Suggest a weak strategy? It’ll find a way to compliment it.
Outline a vague spec? It’ll fill in the blanks and nod along.
It’s not thinking. It’s just modeling behavior it has seen in data—behavior that favors politeness and affirmation. And when this positive tone shows up in high-stakes work, it creates a false sense of progress.
This is the emotional side of the same trap: when a tool feels like a smart collaborator, we instinctively trust it more. But there’s no judgment. No instinct. No disagreement. Just words arranged to sound helpful.
If you're not careful, you end up in a kind of echo chamber where everything sounds good—until you try to ship it.
5. We’re Asking It to Lead, When It’s Supposed to Assist
We all want quick answers. And LLMs are built to give them. But that’s exactly the problem.
It’s perfectly fine to use ChatGPT to plan a vacation, compare stroller models, or summarize a legal clause. These are deterministic questions—there’s usually a right answer, or at least an agreed-upon one that matches what you’d find across blog posts or forums.
But many people make the leap from “What’s the best café in Lisbon?” to “What should our GTM strategy be?” or “Can you write our next PRD?”—as if the same logic applies.
It doesn’t.
In strategic, creative, or ambiguous work, there is no definitive answer. It requires judgment, context, exploration, trade-offs—none of which an LLM can actually do. So when it gives you a well-written, well-structured response, you get the feeling of clarity, but not the substance. And that’s worse than no answer at all.
Take something as basic as marketing copy. AI can generate dozens of headlines and taglines in seconds. But they often sound the same: polished, safe, and generic. If everyone uses the same tools, you end up with the same words. No differentiation. No edge. No insight into your customer’s specific reality. You just flood the internet with more noise that says nothing.
There’s a reason it sounds confident: LLMs aren’t designed to say, “I don’t know.” They’re designed to always respond. That makes them great assistants—but terrible leaders.
The real risk is intellectual laziness. The more we rely on LLMs to guide us, the less we exercise the deep focus and critical thinking these questions actually require.
Let the tool assist. Let it co-pilot. But never hand over the wheel.
6. Memory in ChatGPT is More Burden Than Breakthrough
One feature in ChatGPT that sounds promising—but ends up being frustrating—is memory. It’s pitched as a way to create a more personalized assistant. In practice, it adds complexity without delivering real value.
As a frequent user, I often hit the “out of memory” limit quickly. What’s worse is how memory is managed. Even though I organize my chats into distinct projects—say, one for business, another for casual use—everything goes into one undifferentiated memory pool.
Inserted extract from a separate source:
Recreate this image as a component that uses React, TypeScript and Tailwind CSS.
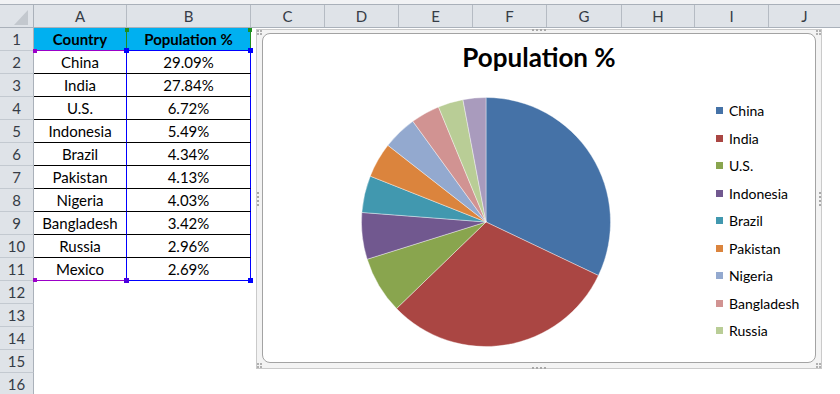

The AI doesn’t know what’s important or what’s just small talk.
So when memory fills up, I have to manually dig through past interactions, decide what to delete, and hope the AI keeps what matters. That’s not personalization—that’s maintenance work.
Instead of making things smoother, memory often creates more noise. It stores everything, filters nothing, and forces the user to clean up the mess. It’s a feature that promises intelligence, but delivers very little of it.
Conclusion
LLMs can be useful, but only if we understand their limits. They don’t think, they don’t know, and they don’t improve on their own. We’re still far from real intelligence—and we may never get there.
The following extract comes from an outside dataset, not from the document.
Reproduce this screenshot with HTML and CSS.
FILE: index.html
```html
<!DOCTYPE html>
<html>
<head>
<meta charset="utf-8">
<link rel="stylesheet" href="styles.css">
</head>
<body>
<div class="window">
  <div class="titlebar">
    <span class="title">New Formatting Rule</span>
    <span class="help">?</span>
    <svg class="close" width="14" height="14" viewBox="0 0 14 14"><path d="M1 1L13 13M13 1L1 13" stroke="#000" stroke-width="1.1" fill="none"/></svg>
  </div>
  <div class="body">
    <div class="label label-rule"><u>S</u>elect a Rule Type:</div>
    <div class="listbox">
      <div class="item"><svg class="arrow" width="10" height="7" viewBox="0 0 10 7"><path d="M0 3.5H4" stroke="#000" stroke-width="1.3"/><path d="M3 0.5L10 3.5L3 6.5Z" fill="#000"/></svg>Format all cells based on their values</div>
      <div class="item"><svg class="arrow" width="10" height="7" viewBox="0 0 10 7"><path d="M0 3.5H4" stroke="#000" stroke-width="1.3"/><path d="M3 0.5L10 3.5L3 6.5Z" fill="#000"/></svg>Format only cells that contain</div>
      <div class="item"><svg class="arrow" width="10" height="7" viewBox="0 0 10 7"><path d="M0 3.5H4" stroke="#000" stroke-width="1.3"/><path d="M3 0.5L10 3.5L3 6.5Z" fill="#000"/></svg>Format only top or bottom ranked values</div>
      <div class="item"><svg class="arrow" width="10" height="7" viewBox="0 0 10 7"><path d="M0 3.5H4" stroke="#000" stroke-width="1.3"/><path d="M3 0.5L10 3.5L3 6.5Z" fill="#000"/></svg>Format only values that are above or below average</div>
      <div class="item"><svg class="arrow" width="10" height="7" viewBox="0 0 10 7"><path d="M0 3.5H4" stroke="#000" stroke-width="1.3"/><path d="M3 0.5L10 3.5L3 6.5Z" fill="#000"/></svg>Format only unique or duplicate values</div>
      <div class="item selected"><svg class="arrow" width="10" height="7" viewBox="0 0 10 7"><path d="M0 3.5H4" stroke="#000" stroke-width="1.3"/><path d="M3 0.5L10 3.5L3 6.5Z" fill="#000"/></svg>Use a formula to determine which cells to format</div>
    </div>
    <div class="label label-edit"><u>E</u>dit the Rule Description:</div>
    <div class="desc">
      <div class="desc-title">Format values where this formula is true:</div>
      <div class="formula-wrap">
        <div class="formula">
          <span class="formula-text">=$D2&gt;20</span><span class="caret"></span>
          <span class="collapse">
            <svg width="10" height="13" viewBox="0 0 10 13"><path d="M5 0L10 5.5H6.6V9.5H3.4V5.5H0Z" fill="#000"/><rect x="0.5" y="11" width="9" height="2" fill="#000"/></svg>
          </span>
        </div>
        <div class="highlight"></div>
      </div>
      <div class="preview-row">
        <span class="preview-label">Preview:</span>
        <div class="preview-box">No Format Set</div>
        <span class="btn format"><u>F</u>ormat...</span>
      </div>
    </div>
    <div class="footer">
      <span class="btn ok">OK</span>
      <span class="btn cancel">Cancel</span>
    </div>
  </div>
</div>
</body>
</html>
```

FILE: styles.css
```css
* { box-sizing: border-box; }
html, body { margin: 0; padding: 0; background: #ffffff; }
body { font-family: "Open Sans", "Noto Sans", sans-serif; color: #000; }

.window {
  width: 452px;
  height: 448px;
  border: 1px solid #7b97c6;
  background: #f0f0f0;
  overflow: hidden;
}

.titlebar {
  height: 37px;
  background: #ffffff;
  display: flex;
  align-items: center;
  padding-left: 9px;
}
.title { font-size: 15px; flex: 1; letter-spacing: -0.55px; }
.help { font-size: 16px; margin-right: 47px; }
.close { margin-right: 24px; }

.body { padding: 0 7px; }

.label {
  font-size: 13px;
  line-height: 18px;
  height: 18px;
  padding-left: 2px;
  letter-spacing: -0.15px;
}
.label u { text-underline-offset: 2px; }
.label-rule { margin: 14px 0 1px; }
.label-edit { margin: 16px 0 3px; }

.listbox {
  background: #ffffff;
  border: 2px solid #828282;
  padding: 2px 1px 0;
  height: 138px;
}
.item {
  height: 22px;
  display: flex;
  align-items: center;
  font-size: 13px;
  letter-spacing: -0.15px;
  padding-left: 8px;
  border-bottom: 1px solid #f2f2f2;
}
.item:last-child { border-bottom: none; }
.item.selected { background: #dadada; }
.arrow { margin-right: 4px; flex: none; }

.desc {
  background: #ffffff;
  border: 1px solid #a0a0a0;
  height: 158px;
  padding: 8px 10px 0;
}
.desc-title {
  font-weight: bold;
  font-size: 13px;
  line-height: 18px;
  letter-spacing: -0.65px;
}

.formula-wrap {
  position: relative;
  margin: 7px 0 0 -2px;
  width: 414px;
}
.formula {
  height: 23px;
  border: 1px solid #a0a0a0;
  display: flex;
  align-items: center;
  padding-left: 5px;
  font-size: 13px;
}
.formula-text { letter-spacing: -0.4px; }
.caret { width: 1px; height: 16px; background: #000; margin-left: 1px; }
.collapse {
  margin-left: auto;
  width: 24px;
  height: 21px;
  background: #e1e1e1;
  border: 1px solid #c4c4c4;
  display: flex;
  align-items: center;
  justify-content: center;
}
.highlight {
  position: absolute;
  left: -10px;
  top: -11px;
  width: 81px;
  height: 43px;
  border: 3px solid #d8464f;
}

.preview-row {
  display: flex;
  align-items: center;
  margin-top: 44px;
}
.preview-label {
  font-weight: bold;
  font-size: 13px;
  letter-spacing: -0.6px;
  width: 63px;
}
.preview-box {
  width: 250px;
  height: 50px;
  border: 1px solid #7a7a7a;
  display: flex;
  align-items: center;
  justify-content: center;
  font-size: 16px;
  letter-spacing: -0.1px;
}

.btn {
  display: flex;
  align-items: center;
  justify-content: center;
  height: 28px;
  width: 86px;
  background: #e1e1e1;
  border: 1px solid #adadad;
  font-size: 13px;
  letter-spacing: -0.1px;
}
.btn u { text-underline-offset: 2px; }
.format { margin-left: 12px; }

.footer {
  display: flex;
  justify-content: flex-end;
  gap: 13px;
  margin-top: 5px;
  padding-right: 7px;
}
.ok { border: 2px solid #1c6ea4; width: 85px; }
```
So there’s a choice: fall for the illusion and end up less effective, or stay aware, use them for what they can do, and actually get value. It’s not about rejecting AI—it’s about using it with clarity.
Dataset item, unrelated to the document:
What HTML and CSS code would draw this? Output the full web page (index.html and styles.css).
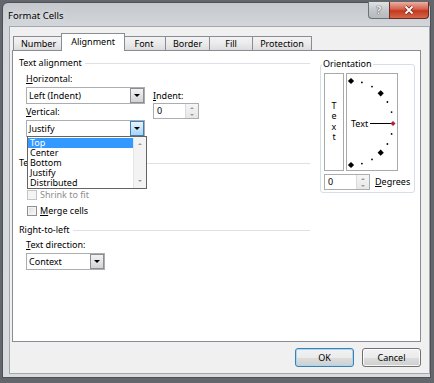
FILE: index.html
```html
<!doctype html>
<html lang="en">
    <head>
        <meta charset="UTF-8" />
        <title>Format Cells</title>
        <link rel="stylesheet" href="styles.css">
    </head>
    <body>
        <div class="window">
            <div class="titlebar">
                <span class="title">Format Cells</span>
                <div class="caption-buttons">
                    <div class="caption-btn help">?</div>
                    <div class="caption-btn close">
                        <svg width="12" height="10" viewBox="0 0 12 10">
                            <path d="M2.5 1.5 L9.5 8.5 M9.5 1.5 L2.5 8.5" stroke="#7a2a1c" stroke-width="3.4" />
                            <path d="M2.5 1.5 L9.5 8.5 M9.5 1.5 L2.5 8.5" stroke="#fff" stroke-width="1.8" />
                        </svg>
                    </div>
                </div>
            </div>

            <div class="client">
                <div class="tabs">
                    <div class="tab">Number</div>
                    <div class="tab active">Alignment</div>
                    <div class="tab">Font</div>
                    <div class="tab">Border</div>
                    <div class="tab">Fill</div>
                    <div class="tab">Protection</div>
                </div>

                <div class="panel">
                    <div class="col-left">
                        <div class="group-head"><span>Text alignment</span></div>
                        <div class="align-grid">
                            <div class="align-main">
                                <div class="label"><u>H</u>orizontal:</div>
                                <div class="combo">
                                    <span class="combo-value">Left (Indent)</span>
                                    <span class="combo-btn"></span>
                                </div>
                                <div class="label"><u>V</u>ertical:</div>
                                <div class="combo open">
                                    <span class="combo-value">Justify</span>
                                    <span class="combo-btn"></span>
                                    <div class="dropdown">
                                        <div class="options">
                                            <div class="option selected">Top</div>
                                            <div class="option">Center</div>
                                            <div class="option">Bottom</div>
                                            <div class="option">Justify</div>
                                            <div class="option">Distributed</div>
                                        </div>
                                        <div class="list-scroll">
                                            <span class="arrow up"></span>
                                            <span class="arrow down"></span>
                                        </div>
                                    </div>
                                </div>
                            </div>
                            <div class="indent">
                                <div class="label"><u>I</u>ndent:</div>
                                <div class="spin">
                                    <span class="spin-value">0</span>
                                    <span class="spin-btns"><span class="arrow up"></span><span class="arrow down"></span></span>
                                </div>
                            </div>
                        </div>

                        <div class="group-head gap-control"><span>Text control</span></div>
                        <div class="checks">
                            <div class="check"><span class="box"></span><span>Wrap text</span></div>
                            <div class="check disabled"><span class="box"></span><span>Shrink to fit</span></div>
                            <div class="check"><span class="box"></span><span><u>M</u>erge cells</span></div>
                        </div>

                        <div class="group-head gap-rtl"><span>Right-to-left</span></div>
                        <div class="direction">
                            <div class="label"><u>T</u>ext direction:</div>
                            <div class="combo short">
                                <span class="combo-value">Context</span>
                                <span class="combo-btn"></span>
                            </div>
                        </div>
                    </div>

                    <fieldset class="orientation">
                        <legend>Orientation</legend>
                        <div class="orient-row">
                            <div class="vertical-text">
                                <span>T</span><span>e</span><span>x</span><span>t</span>
                            </div>
                            <div class="dial">
                                <svg width="50" height="96" viewBox="0 0 50 96">
                                    <g fill="#000">
                                        <circle cx="14.9" cy="8.4" r="0.9" />
                                        <circle cx="25" cy="12.6" r="0.9" />
                                        <circle cx="40.4" cy="28" r="0.9" />
                                        <circle cx="44.6" cy="38.1" r="0.9" />
                                        <circle cx="44.6" cy="59.9" r="0.9" />
                                        <circle cx="40.4" cy="70" r="0.9" />
                                        <circle cx="25" cy="85.4" r="0.9" />
                                        <circle cx="14.9" cy="89.6" r="0.9" />
                                        <rect x="1.8" y="4.8" width="4.4" height="4.4" transform="rotate(45 4 7)" />
                                        <rect x="31.5" y="17.1" width="4.4" height="4.4" transform="rotate(45 33.7 19.3)" />
                                        <rect x="31.5" y="76.5" width="4.4" height="4.4" transform="rotate(45 33.7 78.7)" />
                                        <rect x="1.8" y="88.8" width="4.4" height="4.4" transform="rotate(45 4 91)" />
                                    </g>
                                    <text x="4" y="52.5" font-family="Segoe UI, Noto Sans, sans-serif" font-size="9">Text</text>
                                    <line x1="23" y1="49.5" x2="44" y2="49.5" stroke="#000" stroke-width="1" />
                                    <rect x="44.2" y="47.7" width="3.6" height="3.6" fill="#b01e3a" transform="rotate(45 46 49.5)" />
                                </svg>
                            </div>
                        </div>
                        <div class="degrees-row">
                            <div class="spin narrow">
                                <span class="spin-value">0</span>
                                <span class="spin-btns"><span class="arrow up"></span><span class="arrow down"></span></span>
                            </div>
                            <span class="label"><u>D</u>egrees</span>
                        </div>
                    </fieldset>
                </div>

                <div class="buttons">
                    <div class="btn default">OK</div>
                    <div class="btn">Cancel</div>
                </div>
            </div>
        </div>
    </body>
</html>
```

FILE: styles.css
```css
* {
    margin: 0;
    padding: 0;
    box-sizing: border-box;
}

body {
    width: 434px;
    height: 383px;
    overflow: hidden;
    background: #63676c;
    font-family: "Segoe UI", "Noto Sans", sans-serif;
    font-size: 9px;
    line-height: 12px;
    color: #000;
}

.window {
    margin: 2px 0 0 2px;
    width: 429px;
    height: 376px;
    border: 1px solid #4d5157;
    border-radius: 6px 6px 0 0;
    background: linear-gradient(#c4c8cd, #d3d6da 24px, #d9dcdf);
    padding: 0 1px 4px 0;
    display: flex;
    flex-direction: column;
}

/* Title bar */
.titlebar {
    height: 24px;
    display: flex;
    justify-content: space-between;
    align-items: flex-start;
    padding-left: 5px;
}

.title {
    margin-top: 7px;
    font-size: 9.5px;
    text-shadow: 0 0 6px rgba(255, 255, 255, 0.9);
}

.caption-buttons {
    display: flex;
    margin-top: -1px;
}

.caption-btn {
    height: 17px;
    display: flex;
    align-items: center;
    justify-content: center;
    border: 1px solid #6c7077;
    border-top: none;
}

.caption-btn.help {
    width: 21px;
    border-radius: 0 0 0 4px;
    border-right: none;
    background: linear-gradient(#dfe2e5, #c3c7cc 50%, #b5babf);
    color: #f4f4f4;
    font-weight: bold;
    font-size: 10px;
    text-shadow: 0 0 1px #44484d, 0 0 1px #44484d;
}

.caption-btn.close {
    width: 40px;
    border-radius: 0 0 4px 0;
    border-color: #6e2b20;
    background: linear-gradient(#eab0a2, #d5604b 45%, #c2391f 55%, #d5674a);
}

/* Client area */
.client {
    flex: 1;
    margin-left: 7px;
    background: #f0f0f0;
    box-shadow: 0 0 0 1px #a4a8ad;
    padding: 6px 8px 0 2px;
    display: flex;
    flex-direction: column;
}

.tabs {
    display: flex;
    align-items: flex-end;
    height: 17px;
    padding-left: 1px;
    position: relative;
    z-index: 2;
}

.tab {
    height: 14px;
    min-width: 44px;
    padding: 0 7px;
    text-align: center;
    line-height: 13px;
    border: 1px solid #898c95;
    border-bottom: none;
    background: linear-gradient(#f3f3f3, #ebebeb 50%, #dcdcdc);
    margin-left: -1px;
}

.tab:first-child {
    margin-left: 0;
}

.tab.active {
    height: 18px;
    margin: 0 -2px -1px -3px;
    padding: 0 9px;
    line-height: 15px;
    background: #fff;
    position: relative;
    z-index: 1;
}

.panel {
    height: 292px;
    background: #fff;
    border: 1px solid #898c95;
    padding: 6px 0 0 6px;
    display: grid;
    grid-template-columns: 291px 95px;
    column-gap: 10px;
    align-items: start;
}

/* Left column */
.group-head {
    display: flex;
    align-items: center;
    gap: 3px;
    height: 12px;
}

.group-head::after {
    content: "";
    flex: 1;
    border-top: 1px solid #dde0e4;
}

.gap-control {
    margin-top: 20px;
}

.gap-rtl {
    margin-top: 5px;
}

.label {
    height: 12px;
    white-space: nowrap;
}

.align-grid {
    margin-top: 4px;
    padding-left: 7px;
    display: grid;
    grid-template-columns: 119px auto;
    column-gap: 8px;
    align-items: start;
}

.align-main .combo {
    margin: 2px 0;
}

.align-main .combo.open {
    margin-bottom: 0;
}

.indent {
    padding-top: 17px;
}

.combo {
    position: relative;
    width: 119px;
    height: 17px;
    border: 1px solid #abadb3;
    background: #fff;
    display: flex;
    align-items: center;
    justify-content: space-between;
}

.combo.short {
    width: 79px;
}

.combo-value {
    padding-left: 2px;
}

.combo-btn {
    width: 14px;
    height: 15px;
    border: 1px solid #8b8d92;
    background: linear-gradient(#f2f2f2, #e4e4e4 50%, #d2d2d2);
    display: flex;
    align-items: center;
    justify-content: center;
}

.combo-btn::after {
    content: "";
    border-left: 3px solid transparent;
    border-right: 3px solid transparent;
    border-top: 3px solid #000;
}

.combo.open .combo-btn {
    border-color: #3c7fb1;
    background: linear-gradient(#e6f3fc, #c6e3f8 50%, #a9d4f5);
}

.dropdown {
    position: absolute;
    top: 100%;
    left: 0;
    width: 120px;
    height: 53px;
    border: 1px solid #646464;
    background: #fff;
    display: flex;
    z-index: 5;
    padding-top: 1px;
}

.options {
    flex: 1;
}

.option {
    height: 10px;
    line-height: 10px;
    padding-left: 2px;
}

.option.selected {
    background: #3399ff;
    color: #fff;
}

.list-scroll {
    width: 13px;
    margin-top: -1px;
    background: #f3f3f3;
    border-left: 1px solid #e4e4e4;
    display: flex;
    flex-direction: column;
    justify-content: space-between;
    align-items: center;
    padding: 6px 0;
}

.arrow {
    width: 0;
    height: 0;
    border-left: 2px solid transparent;
    border-right: 2px solid transparent;
}

.arrow.up {
    border-bottom: 2px solid #9a9a9a;
}

.arrow.down {
    border-top: 2px solid #9a9a9a;
}

.spin {
    margin-top: 1px;
    width: 46px;
    height: 16px;
    border: 1px solid #abadb3;
    background: #fff;
    display: flex;
    justify-content: space-between;
}

.spin-value {
    padding-left: 3px;
    line-height: 14px;
}

.spin-btns {
    width: 13px;
    border-left: 1px solid #d9dadd;
    background: linear-gradient(#f6f6f6, #e6e6e6);
    display: flex;
    flex-direction: column;
    justify-content: space-around;
    align-items: center;
}

.checks {
    margin-top: 2px;
}

.check {
    height: 16px;
    display: flex;
    align-items: center;
    padding-left: 8px;
    gap: 3px;
}

.box {
    width: 10px;
    height: 10px;
    border: 1px solid #8e8f8f;
    background: linear-gradient(135deg, #dcdcdc, #fbfbfb);
    box-shadow: inset 0 0 0 1px #f4f4f4;
}

.check.disabled {
    color: #8d8d8d;
}

.check.disabled .box {
    border-color: #c4c4c4;
    background: #f4f4f4;
}

.direction {
    margin-top: 3px;
    padding-left: 7px;
}

.direction .combo {
    margin-top: 2px;
}

/* Orientation */
.orientation {
    margin-top: 1px;
    border: 1px solid #d5dfe5;
    border-radius: 3px;
    padding: 3px 0 2px 3px;
}

.orientation legend {
    margin-left: -2px;
    padding: 0 1px;
    line-height: 12px;
}

.orient-row {
    display: flex;
    gap: 2px;
}

.vertical-text {
    width: 20px;
    height: 98px;
    border: 1px solid #a9a9a9;
    display: flex;
    flex-direction: column;
    align-items: center;
    justify-content: center;
    line-height: 10.5px;
    padding-bottom: 1px;
}

.dial {
    width: 52px;
    height: 98px;
    border: 1px solid #a9a9a9;
}

.dial svg {
    display: block;
}

.degrees-row {
    margin-top: 3px;
    display: flex;
    align-items: center;
    gap: 5px;
}

.degrees-row .spin {
    margin-top: 0;
}

/* Dialog buttons */
.buttons {
    margin-top: 6px;
    display: flex;
    justify-content: flex-end;
    gap: 8px;
}

.btn {
    width: 59px;
    height: 19px;
    line-height: 17px;
    text-align: center;
    border: 1px solid #707070;
    border-radius: 3px;
    background: linear-gradient(#f2f2f2, #ebebeb 50%, #dddddd 51%, #cfcfcf);
    box-shadow: inset 0 0 0 1px rgba(255, 255, 255, 0.8);
}

.btn.default {
    border-color: #3c7fb1;
    box-shadow: inset 0 0 0 1px #a6d8f6;
}
```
A fun little trick to play on people who give AI answers way too much credit is to get them to ask AI about a topic they know a LOT about. Could be anything. As they start talking to the AI about this topic, they'll soon realise the bot gets a lot of stuff wrong.
Now they just have to remember this level of inaccuracy happens across all topics.
It's very hard to do because we easily get tricked.